Pokemon AI Classifier

Deep Learning Class Project
Project Overview
I took a deep learning course offered by UofT (APS360) with a couple of my friends in Summer 2023 and we completed a very fun project about Pokemon Type classification using deep learning. The goal of this project was to develop a model that when given the image of a Pokemon, could accurately predict the primary and secondary types of it.
My Contributions
I was primarily responsible for data collection and data processing. This included searching for image databases, webscraping, image processing, and image augmentation. I also helped train and tune the hyperparameters of our CNN model.

Check out our Github: https://github.com/GoldFishGod/Pokemon-Type-Classifier
Data Collection + Processing
Pokemon images from eight generations were from three different online databases:
https://www.kaggle.com/datasets/vishalsubbiah/Pokemon-images-and-typeshttps://www.kaggle.com/datasets/hlrhegemony/Pokemon-image-datasethttps://github.com/jackw-ai/CNN-Pokemon-Classifier
9885 images were organized into the proper classes from these three sources and were then split into train, validation and test datasets in a ratio of 70%-15%-15% respectively. This was done once for primary types and once for secondary types. These images were then resized to 120x120 pixels and converted to 3-channels for RGB, ignoring any alpha channels. In addition, to reduce the chances for overfitting, data augmentation, including flipping, cropping, colour jitter, and rotations were implemented. The images were resized to 3x224x224 and extracted features to produce the same amount of 256x6x6 sized tensors.

The image to the right displays the augmented Pokemon images and their primary types that we fed into the CNN model.
A challenge we came across was collecting enough samples from each type. For example, there are only 3 ‘Flying’ primary type Pokemon out of 905 existing Pokemon. To avoid training on unbalanced data and creating a biased accuracy, we duplicated images from datasets with fewer samples and also created augmented copies. In addition, since the ‘None’ and ‘Flying’ secondary types were so heavily populated, we randomly deleted 75% of ‘None’ and 50% of ‘Flying’ secondary images. After this process, the most common primary type, ‘Water’ occupied 7.29% of all primary type samples and the least common primary type, ‘Flying’, occupied 2.06% of all primary type samples. The most common secondary type, ‘None’ occupied 11.06%, ‘Flying’ occupied 7.25%, and the least common secondary type, ‘Normal’, occupied 2.68% of all secondary samples. These different classes were still slightly imbalanced, as duplicating too many images risks creating an overfitted model and augmenting too many times can cause the images to lose their underlying patterns. After these changes to the datasets, primary type had a total sample size of 19982 images, with 13810 training images, and secondary type had a total sample size of 11933 images, with 7682 training images.

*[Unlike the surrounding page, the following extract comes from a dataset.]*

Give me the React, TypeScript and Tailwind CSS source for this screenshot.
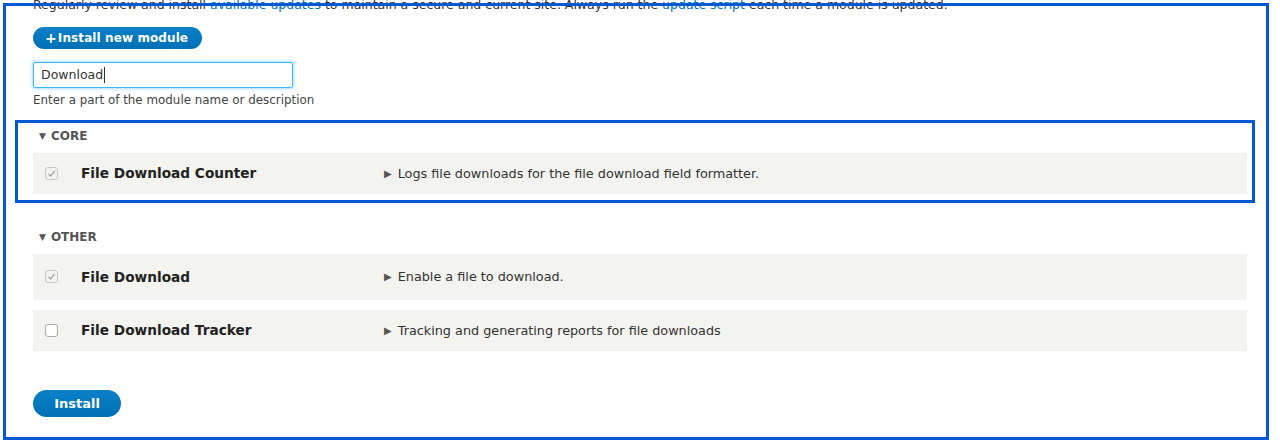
import React from "react";

const font = { fontFamily: '"DejaVu Sans", Verdana, sans-serif' };

function Check({ checked }: { checked: boolean }) {
  return (
    <span
      className={`inline-flex h-[13px] w-[13px] items-center justify-center rounded-[3px] border ${
        checked ? "border-[#c8c8c8] bg-[#f2f2f0]" : "border-[#a9a9a9] bg-white"
      }`}
    >
      {checked && (
        <svg width="9" height="9" viewBox="0 0 9 9">
          <path d="M1.5 4.8 L3.6 7 L7.6 1.8" fill="none" stroke="#a0a0a0" strokeWidth="1.2" />
        </svg>
      )}
    </span>
  );
}

function Row({
  title,
  desc,
  checked,
  h,
}: {
  title: string;
  desc: string;
  checked: boolean;
  h: string;
}) {
  return (
    <div className={`flex items-center bg-[#f3f3ef] ${h}`}>
      <div className="flex w-[48px] justify-end pr-[23px]">
        <Check checked={checked} />
      </div>
      <div className="w-[303px] text-[13.7px] font-bold text-[#222]">{title}</div>
      <div className="flex items-center text-[12.8px] text-[#333]">
        <span className="mr-[6px] text-[10px] text-[#555]">▶</span>
        {desc}
      </div>
    </div>
  );
}

function Heading({ label }: { label: string }) {
  return (
    <div className="flex h-[33px] items-center pl-[6px] text-[12px] font-bold uppercase text-[#555]">
      <span className="mr-[5px] text-[9px]">▼</span>
      {label}
    </div>
  );
}

export default function App() {
  return (
    <div className="relative h-[445px] w-[1280px] overflow-hidden bg-white" style={font}>
      <div className="px-[33px]">
        <p className="-mt-[4px] h-[18px] whitespace-nowrap text-[12.5px] leading-[18px] text-[#333]">
          Regularly review and install{" "}
          <span className="text-[#0074bd]">available updates</span> to maintain a secure and
          current site. Always run the <span className="text-[#0074bd]">update script</span>{" "}
          each time a module is updated.
        </p>
        <div className="mt-[13px] flex">
          <button className="flex h-[22px] items-center rounded-full bg-gradient-to-b from-[#0a80c8] to-[#0070b5] pl-[12px] pr-[14px] text-[12px] font-bold tracking-[0.1px] text-white">
            <span className="mr-[1px] text-[14px] leading-none">+</span>Install new module
          </button>
        </div>
        <div className="mt-[13px] flex h-[26px] w-[260px] items-center rounded-[2px] border border-[#40b6ff] px-[7px] text-[12.5px] text-[#333] shadow-[0_0_3px_1px_rgba(64,182,255,0.45)]">
          Download<span className="ml-[1px] h-[16px] w-px bg-[#333]" />
        </div>
        <div className="mt-[4px] text-[11.9px] text-[#444]">
          Enter a part of the module name or description
        </div>
        <div className="mt-[10px]">
          <Heading label="Core" />
          <Row
            title="File Download Counter"
            desc="Logs file downloads for the file download field formatter."
            checked
            h="h-[41px]"
          />
        </div>
        <div className="mt-[27px]">
          <Heading label="Other" />
          <Row title="File Download" desc="Enable a file to download." checked h="h-[46px]" />
          <div className="mt-[10px]">
            <Row
              title="File Download Tracker"
              desc="Tracking and generating reports for file downloads"
              checked={false}
              h="h-[41px]"
            />
          </div>
        </div>
        <div className="mt-[39px] flex">
          <button className="flex h-[27px] w-[88px] items-center justify-center rounded-full bg-gradient-to-b from-[#0a80c8] to-[#0070b5] text-[13px] font-bold text-white">
            Install
          </button>
        </div>
      </div>
      <div className="pointer-events-none absolute left-[3px] top-[3px] h-[437px] w-[1266px] border-[3px] border-[#0059d1]" />
      <div className="pointer-events-none absolute left-[15px] top-[120px] h-[83px] w-[1240px] border-[3px] border-[#0059d1]" />
    </div>
  );
}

The figure below on the left shows the unbalanced data for secondary types and the right figure shows the data after balancing.
Deep Learning Model
We coded a CNN because of it's performative capabilities with images and we thoroughly tested several models before finding our most optimal hyperparameters.

Due to the scale and complexity of our project, not to mention our computational limitations, we chose to use the feature learning aspect of AlexNet to produce a competent final model. While we used a pre-trained network to extract features, we have still created our own CNN to produce the final outputs.

First, AlexNet is used to extract features from our training, testing and validation data. Next, the training tensors derived from those features are fed into our CNN model with two convolutional layers for hierarchical representation, followed by two fully connected layers used for classifying Pokemon into their respective types. 

The model operated on 13810 samples in the primary type training dataset using a batch size of 256 and a learning rate of 0.01, and 7682 samples in the secondary type training dataset using a batch size of 512 and a learning rate of 0.005. 

The figure to the left shows the architecture of the CNN model that produced our final results.

We chose to perform the quantitative analysis of our model in comparison to the baseline, random forest model, to see how well it is performing. To begin, we review the training and validation of accuracies of both models. The baseline model, trained with the same dataset had the following accuracies: Training: primary 29.7% & secondary 30%. Testing: primary 29.8% primary & 6.9 secondary.

Due to the nature of the random forest model, an average of all the different training accuracies was taken, and these numbers are where the model plateaued at. In comparison, our model, which used AlexNet’s transfer learning and additional training managed to achieve the following accuracies: Training: primary 98.7% & secondary 99.4% Testing: primary 63.3% & secondary 66.7%
Video Presentation
Part of the project was creating a presentation. I was responsible for the video editing and I had a lot of fun experimenting with different visual options!

I'd also like to give special thanks to my team for being so amazing for this entire project - it was a blast!